# Loss Functions

In [None]:
import numpy as np

## Loss functions used in the regression problem

### 1. Squared Loss (a.k.a. Mean Squared Error; MSE)

$$ MSE = \frac{1}{N}\sum_{i=1}^{N}(y_i - \hat{y}_i)^2 $$

It calculates the squared difference between the actual value and predicted value (order doesn't matter).

1. If the difference is bigger, it gives exponentially bigger lossses: it values the outlier more.
2. Most used in regression loss for it is good to be used in least squared method / gradient descent problem.

In [1]:
def mse_loss(y_true, y_pred):
    return np.mean((y_true - y_pred)**2)

### 2. Absolute Loss (a.k.a.

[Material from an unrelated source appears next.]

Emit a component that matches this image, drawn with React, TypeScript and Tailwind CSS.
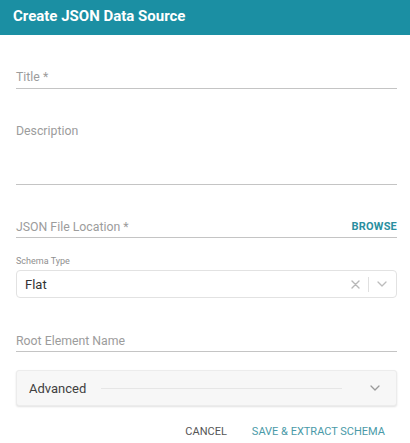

Mean Absolute Error; MAE)

$$ MAE = \frac{1}{N}\sum_{i=1}^{N}|y_i - \hat{y}_i|

It calculates the absolute difference between the actual value and predicted value (order doesn't matter).

1. It doesn't count the outlier compared to the MSE, so if the sample is splitted into two, it tends to fit into more major sample group.
2. When it comes to the least squared method / gradient descent, absolute sign gives it hard to compute / converge.

In [2]:
def mae_loss(y_true, y_pred):
    return np.mean(np.abs(y_true - y_pred))

### 3. Huber Loss

$$ \text{Huber}(y_i, \hat{y}_i) = \begin{cases} 
    \frac{1}{2}(y_i - \hat{y}_i)^2 & |y_i - \hat{y}_i| \leq \delta \\
    \delta |y_i - \hat{y}_i| - \frac{1}{2}\delta ^2 & \text{otherwise}
\end{cases}  $$



It merges the MAE and MSE.
1. It uses squared error for the small error, but it uses absolute error for the large error, so it works similar to the MAE.
2. It is useful to decrease the sensitivity to the outlier.

In [3]:
def huber_loss(y_true, y_pred, delta=1.0):
    diff = y_true - y_pred
    loss = np.where(diff <= delta, 0.5 * diff**2, delta * (diff - 0.5 * delta))
    return np.mean(loss)

## Loss functions used in the classification problem

### 1. Binary Cross-Entropy Loss

$$
\text{Cross-Entropy Loss} = -\sum_{i=1}^{N}(y_i log(\hat{y}_i) + (1-y_i)log(1-\hat{y}_i))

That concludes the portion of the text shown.